Recensione a “Il tempo degli eroi”, di Bianca Fasano.
1963: da un balcone di via Cilea, quartiere Vomero di Napoli a quel tempo in tumultuosa espansione edilizia, Bianca Fasano si affaccia sugli eventi che segnarono quell’anno, dalla tragedia del Vajont all’assassinio di John Fitzgerald Kennedy, e lo fa inizialmente con gli occhi di Lisa, un’adolescente che, man mano che scorrono le pagine del romanzo, vede crollare le sue certezze di bambina nella disgregazione della sua famiglia. Man mano quella che inizialmente parte come protagonista lascia il posto alle vicende e alle emozioni di altri personaggi in un racconto che vede tutti protagonisti e, in qualche modo, eroi nel loro particolare, e che si vedono coinvolti, alla fine, ognuno a suo modo, nella narrazione dell’uccisione di Kennedy avvenuta proprio verso la fine del 1963, indugiando sugli aspetti ancora oscuri di quella vicenda, proseguita a colpi di perizie balistiche e commissioni d’inchiesta. Il romanzo intreccia le vite comuni e a volte banali di personaggi che la vita prima o poi metterà inaspettatamente uno contro l’altro e contemporaneamente uno accanto all’altro, rivelandosi l’Autrice, alternativamente scrittrice e puntuale cronista degli eventi.

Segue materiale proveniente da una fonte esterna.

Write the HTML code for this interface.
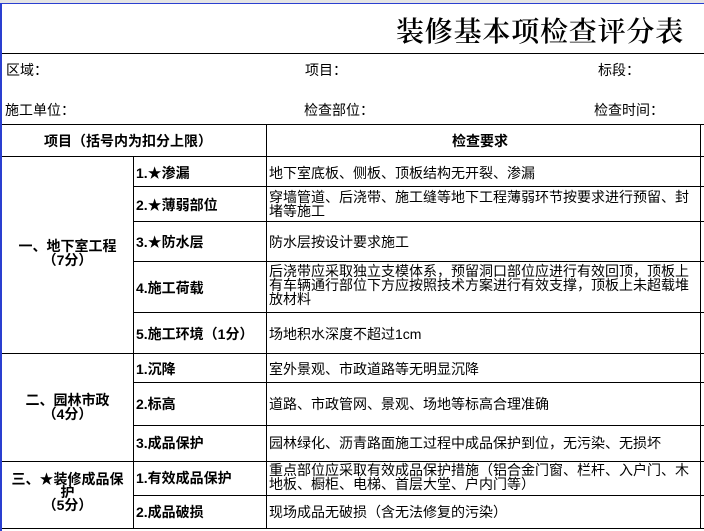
<!DOCTYPE html>
<html><head><meta charset="utf-8"><style>
body{margin:0;width:704px;height:531px;overflow:hidden;background:#fff;position:relative;font-family:"Liberation Sans","Noto Sans CJK SC",sans-serif;font-size:14px;color:#000}
.h{position:absolute;height:1px;background:#000}
.v{position:absolute;width:1px;background:#000}
.t{position:absolute;white-space:nowrap;line-height:14px}
.b{font-weight:bold}
.c{text-align:center}
</style></head><body>
<div style="position:absolute;left:0;top:0;width:704px;height:3px;background:#e4e4e4"></div>
<div style="position:absolute;left:0;top:3px;width:704px;height:1px;background:#2a3fd0"></div>
<div style="position:absolute;left:0;top:3px;width:2px;height:528px;background:#2a3fd0"></div>
<div class="t" style="left:396px;top:13px;font-family:'Noto Serif CJK SC',serif;font-size:28px;line-height:34px;font-weight:600;letter-spacing:0.8px">装修基本项检查评分表</div>
<div class="h" style="left:2px;top:53px;width:702px"></div>
<div class="t" style="left:6px;top:63px">区域：</div>
<div class="t" style="left:305px;top:63px">项目：</div>
<div class="t" style="left:598px;top:63px">标段：</div>
<div class="t" style="left:5px;top:103px">施工单位：</div>
<div class="t" style="left:304px;top:103px">检查部位：</div>
<div class="t" style="left:594px;top:103px">检查时间：</div>
<div class="h" style="left:2px;top:124px;width:702px"></div>
<div class="t b" style="left:44px;top:134px">项目（括号内为扣分上限）</div>
<div class="t b" style="left:452px;top:134px">检查要求</div>
<div class="h" style="left:2px;top:156px;width:702px"></div>
<div class="v" style="left:266px;top:124px;height:405px"></div>
<div class="v" style="left:700px;top:124px;height:405px"></div>
<div class="v" style="left:133px;top:156px;height:373px"></div>
<div class="h" style="left:133px;top:186px;width:571px"></div>
<div class="h" style="left:133px;top:221px;width:571px"></div>
<div class="h" style="left:133px;top:261px;width:571px"></div>
<div class="h" style="left:133px;top:312px;width:571px"></div>
<div class="h" style="left:2px;top:353px;width:702px"></div>
<div class="h" style="left:133px;top:382px;width:571px"></div>
<div class="h" style="left:133px;top:425px;width:571px"></div>
<div class="h" style="left:2px;top:461px;width:702px"></div>
<div class="h" style="left:133px;top:495px;width:571px"></div>
<div class="h" style="left:2px;top:528px;width:702px"></div>
<div class="t b c" style="left:2px;width:131px;top:239px">一、地下室工程<br>（7分）</div>
<div class="t b c" style="left:2px;width:131px;top:393px">二、园林市政<br>（4分）</div>
<div class="t b c" style="left:2px;width:131px;top:473px;line-height:13px">三、★装修成品保<br>护<br>（5分）</div>
<div class="t b" style="left:136px;top:166px">1.★渗漏</div>
<div class="t b" style="left:136px;top:198px">2.★薄弱部位</div>
<div class="t b" style="left:136px;top:235px">3.★防水层</div>
<div class="t b" style="left:136px;top:281px">4.施工荷载</div>
<div class="t b" style="left:136px;top:327px">5.施工环境（1分）</div>
<div class="t b" style="left:136px;top:362px">1.沉降</div>
<div class="t b" style="left:136px;top:397px">2.标高</div>
<div class="t b" style="left:136px;top:436px">3.成品保护</div>
<div class="t b" style="left:136px;top:471px">1.有效成品保护</div>
<div class="t b" style="left:136px;top:505px">2.成品破损</div>
<div class="t" style="left:269px;top:166px">地下室底板、侧板、顶板结构无开裂、渗漏</div>
<div class="t" style="left:269px;top:190px">穿墙管道、后浇带、施工缝等地下工程薄弱环节按要求进行预留、封<br>堵等施工</div>
<div class="t" style="left:269px;top:235px">防水层按设计要求施工</div>
<div class="t" style="left:269px;top:264px">后浇带应采取独立支模体系，预留洞口部位应进行有效回顶，顶板上<br>有车辆通行部位下方应按照技术方案进行有效支撑，顶板上未超载堆<br>放材料</div>
<div class="t" style="left:269px;top:327px">场地积水深度不超过1cm</div>
<div class="t" style="left:269px;top:362px">室外景观、市政道路等无明显沉降</div>
<div class="t" style="left:269px;top:397px">道路、市政管网、景观、场地等标高合理准确</div>
<div class="t" style="left:269px;top:436px">园林绿化、沥青路面施工过程中成品保护到位，无污染、无损坏</div>
<div class="t" style="left:269px;top:463px">重点部位应采取有效成品保护措施（铝合金门窗、栏杆、入户门、木<br>地板、橱柜、电梯、首层大堂、户内门等）</div>
<div class="t" style="left:269px;top:505px">现场成品无破损（含无法修复的污染）</div>
</body></html>
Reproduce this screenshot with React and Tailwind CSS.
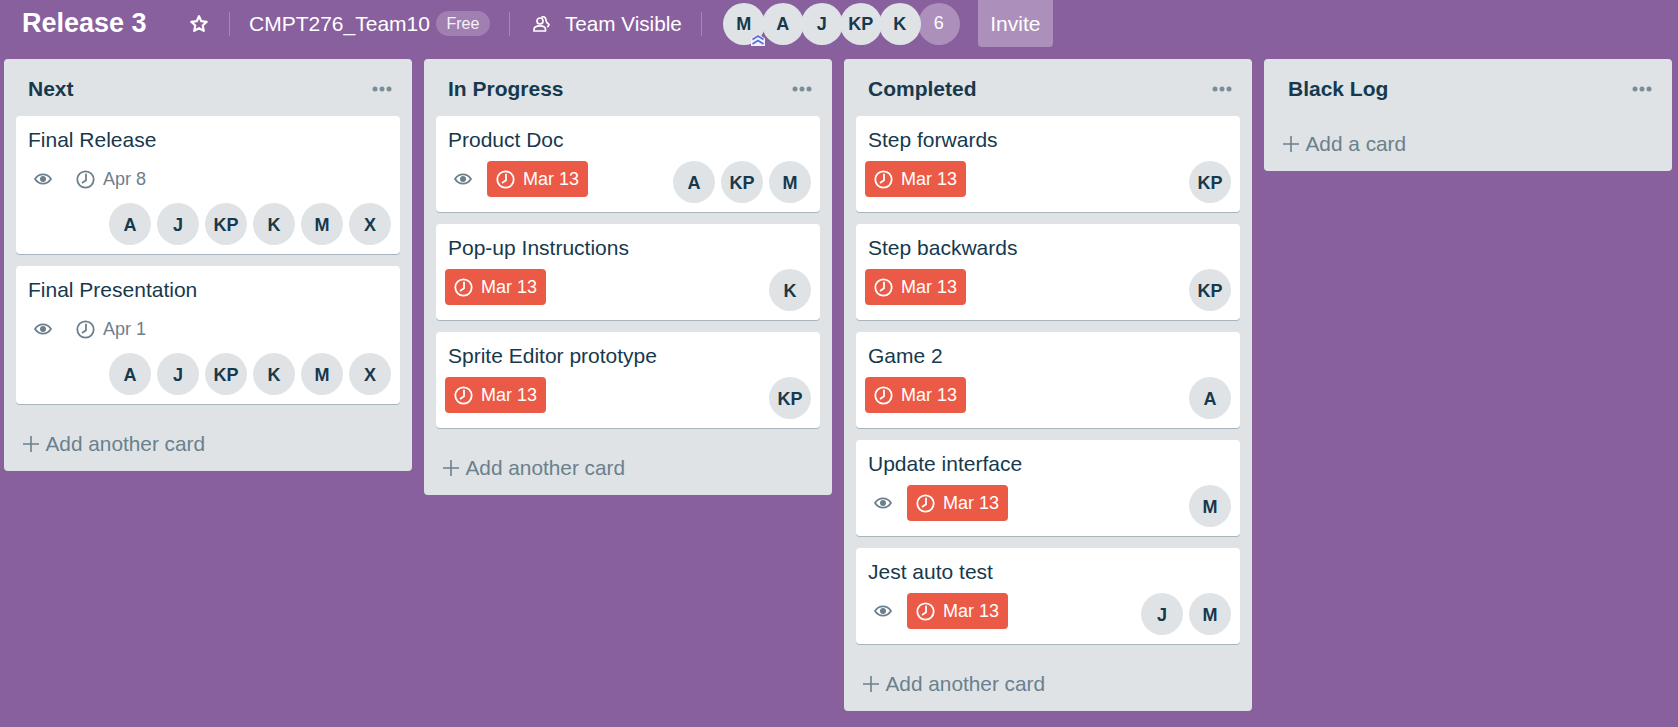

La storia cattura la curiosità del lettore disegnando come piccoli quadretti le banalità e le difficoltà della vita quotidiana, la famiglia come trappola di pirandelliana memoria, l’amore coniugale e quello delle infatuazioni adolescenziali, che riportano ad analoghe tematiche affrontate da Moravia, e, in un periodo storico nel quale l’adulterio, con la prospettiva della separazione e del divorzio, venivano considerati imperdonabili peccati, la tormentata vita degli amanti, con i tempi delle relazioni clandestine di quel tempo, che non avevano modi e ritmi come quelli di oggi, e che vivono le difficoltà di raggiungersi, di manifestarsi senza l’aiuto di messaggi istantanei o di telefoni cellulari, costringendosi a lunghi intervalli di silenzi e incomunicabilità e soprattutto a doversi nascondere agli occhi del mondo che condanna.
Si capisce che Bianca Fasano non condanna, ma, via via che si scorrono le pagine, ogni personaggio a suo modo cambia, diventando un eroe nascosto, suscitando per le sue scelte e per i comportamenti, l’approvazione fino all’ammirazione del lettore.
Di tanto in tanto l’Autrice entra nel racconto, facendoci intuire, forse, alcuni riferimenti autobiografici, consegnandoci un romanzo che a tratti appare scritto di getto, non rivisto o corretto, ma volutamente lasciato così com’è, con le sue osservazioni, come note a margine, chiuso e riaperto in un relativamente lungo arco di tempo, come a volerci rappresentare la fatica di scrivere.
Un romanzo, dunque, originale per impostazione e struttura, una storia che cattura il lettore con uno stile gradevole e mai noioso, che si snoda attraverso una serie di svolte suscitando la curiosità del lettore che sarà desideroso di arrivare fino in fondo.
Domenico Miceli, cardiologo – scrittore.